# Data shown:
-- Begin --

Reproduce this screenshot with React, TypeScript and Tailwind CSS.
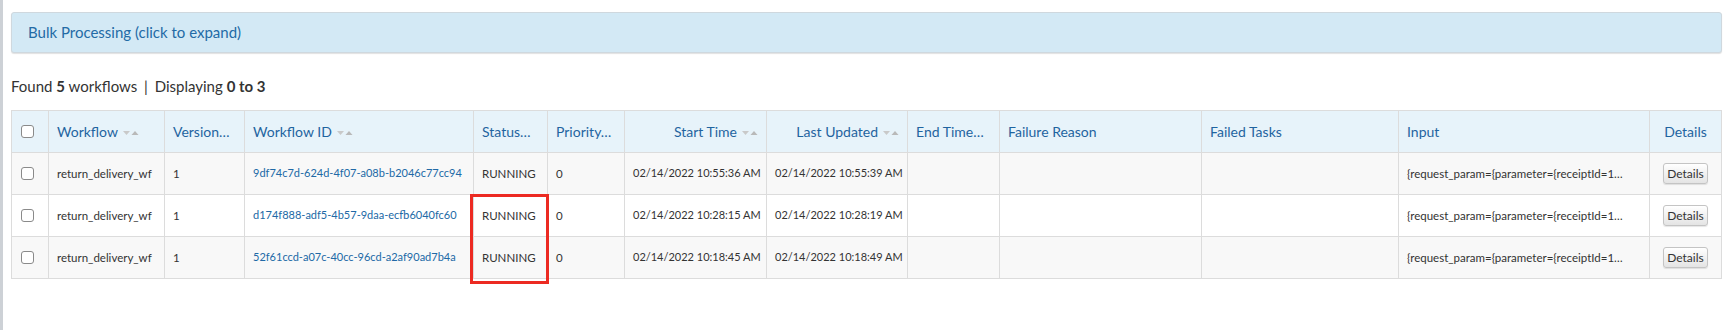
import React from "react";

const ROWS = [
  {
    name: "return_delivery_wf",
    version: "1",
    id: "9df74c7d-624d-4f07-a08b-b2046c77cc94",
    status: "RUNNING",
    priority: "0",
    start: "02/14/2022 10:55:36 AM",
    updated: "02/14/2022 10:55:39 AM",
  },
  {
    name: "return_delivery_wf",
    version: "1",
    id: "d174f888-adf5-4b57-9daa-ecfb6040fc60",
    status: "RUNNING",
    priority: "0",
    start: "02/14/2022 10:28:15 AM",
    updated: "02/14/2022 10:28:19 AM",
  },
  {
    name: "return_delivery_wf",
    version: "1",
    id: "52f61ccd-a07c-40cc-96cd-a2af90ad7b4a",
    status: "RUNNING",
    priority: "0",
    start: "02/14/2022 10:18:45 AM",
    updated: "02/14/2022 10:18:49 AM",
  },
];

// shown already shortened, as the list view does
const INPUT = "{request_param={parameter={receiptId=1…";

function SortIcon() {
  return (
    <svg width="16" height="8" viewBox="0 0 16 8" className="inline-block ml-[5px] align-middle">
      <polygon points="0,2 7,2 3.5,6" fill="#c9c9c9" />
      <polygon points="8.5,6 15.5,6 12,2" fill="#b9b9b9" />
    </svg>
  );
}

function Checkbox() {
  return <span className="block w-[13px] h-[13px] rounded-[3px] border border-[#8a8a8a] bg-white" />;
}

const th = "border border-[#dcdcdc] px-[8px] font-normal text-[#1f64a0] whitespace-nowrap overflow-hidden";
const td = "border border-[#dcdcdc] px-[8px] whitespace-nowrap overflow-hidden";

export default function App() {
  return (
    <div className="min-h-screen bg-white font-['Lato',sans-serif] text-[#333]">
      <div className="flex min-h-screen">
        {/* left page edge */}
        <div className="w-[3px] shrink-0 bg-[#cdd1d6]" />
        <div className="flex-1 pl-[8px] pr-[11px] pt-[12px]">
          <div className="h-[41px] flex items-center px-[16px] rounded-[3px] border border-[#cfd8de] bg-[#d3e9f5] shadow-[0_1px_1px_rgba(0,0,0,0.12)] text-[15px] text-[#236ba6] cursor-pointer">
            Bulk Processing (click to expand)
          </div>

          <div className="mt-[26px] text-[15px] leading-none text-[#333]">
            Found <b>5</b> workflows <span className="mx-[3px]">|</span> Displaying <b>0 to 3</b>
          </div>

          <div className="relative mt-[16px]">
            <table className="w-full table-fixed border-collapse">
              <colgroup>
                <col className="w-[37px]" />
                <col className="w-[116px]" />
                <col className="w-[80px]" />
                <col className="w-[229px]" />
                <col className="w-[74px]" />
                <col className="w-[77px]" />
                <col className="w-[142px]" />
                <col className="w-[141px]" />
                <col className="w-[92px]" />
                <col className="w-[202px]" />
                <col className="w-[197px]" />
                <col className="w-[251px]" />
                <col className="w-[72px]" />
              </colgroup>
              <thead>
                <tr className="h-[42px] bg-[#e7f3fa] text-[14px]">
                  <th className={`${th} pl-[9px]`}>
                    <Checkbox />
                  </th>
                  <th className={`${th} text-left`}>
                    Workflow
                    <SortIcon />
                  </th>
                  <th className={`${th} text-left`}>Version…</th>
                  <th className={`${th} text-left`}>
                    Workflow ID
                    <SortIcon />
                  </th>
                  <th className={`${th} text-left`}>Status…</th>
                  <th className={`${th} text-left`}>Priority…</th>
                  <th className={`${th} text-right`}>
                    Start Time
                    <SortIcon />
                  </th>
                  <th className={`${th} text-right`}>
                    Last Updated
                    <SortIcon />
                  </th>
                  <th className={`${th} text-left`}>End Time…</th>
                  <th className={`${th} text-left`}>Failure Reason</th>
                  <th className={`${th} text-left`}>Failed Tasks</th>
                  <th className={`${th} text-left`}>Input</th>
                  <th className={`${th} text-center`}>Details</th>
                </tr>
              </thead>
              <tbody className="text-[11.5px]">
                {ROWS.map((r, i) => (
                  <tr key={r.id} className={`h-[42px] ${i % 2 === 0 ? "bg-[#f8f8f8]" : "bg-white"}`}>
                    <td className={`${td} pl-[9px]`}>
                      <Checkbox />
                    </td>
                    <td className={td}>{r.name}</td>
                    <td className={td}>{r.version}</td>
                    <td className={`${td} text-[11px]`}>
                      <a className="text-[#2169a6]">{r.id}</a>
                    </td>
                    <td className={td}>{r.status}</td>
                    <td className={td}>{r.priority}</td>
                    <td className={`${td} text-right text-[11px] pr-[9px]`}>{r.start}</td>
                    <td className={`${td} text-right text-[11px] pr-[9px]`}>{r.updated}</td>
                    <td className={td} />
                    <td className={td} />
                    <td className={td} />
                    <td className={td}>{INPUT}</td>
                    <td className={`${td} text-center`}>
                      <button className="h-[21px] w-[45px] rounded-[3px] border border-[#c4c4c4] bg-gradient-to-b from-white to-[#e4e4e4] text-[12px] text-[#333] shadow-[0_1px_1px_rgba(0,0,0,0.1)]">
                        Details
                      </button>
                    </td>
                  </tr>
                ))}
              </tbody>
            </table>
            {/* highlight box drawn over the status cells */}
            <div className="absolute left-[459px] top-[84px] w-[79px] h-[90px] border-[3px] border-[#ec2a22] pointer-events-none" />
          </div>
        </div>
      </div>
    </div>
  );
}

-- End --

# Goal:
Repeat the listing above from its first line through the line that contains "import React from", both included, and nothing more. Drop the pictures.

# Response to this task:
Reproduce this screenshot with React, TypeScript and Tailwind CSS.
import React from "react";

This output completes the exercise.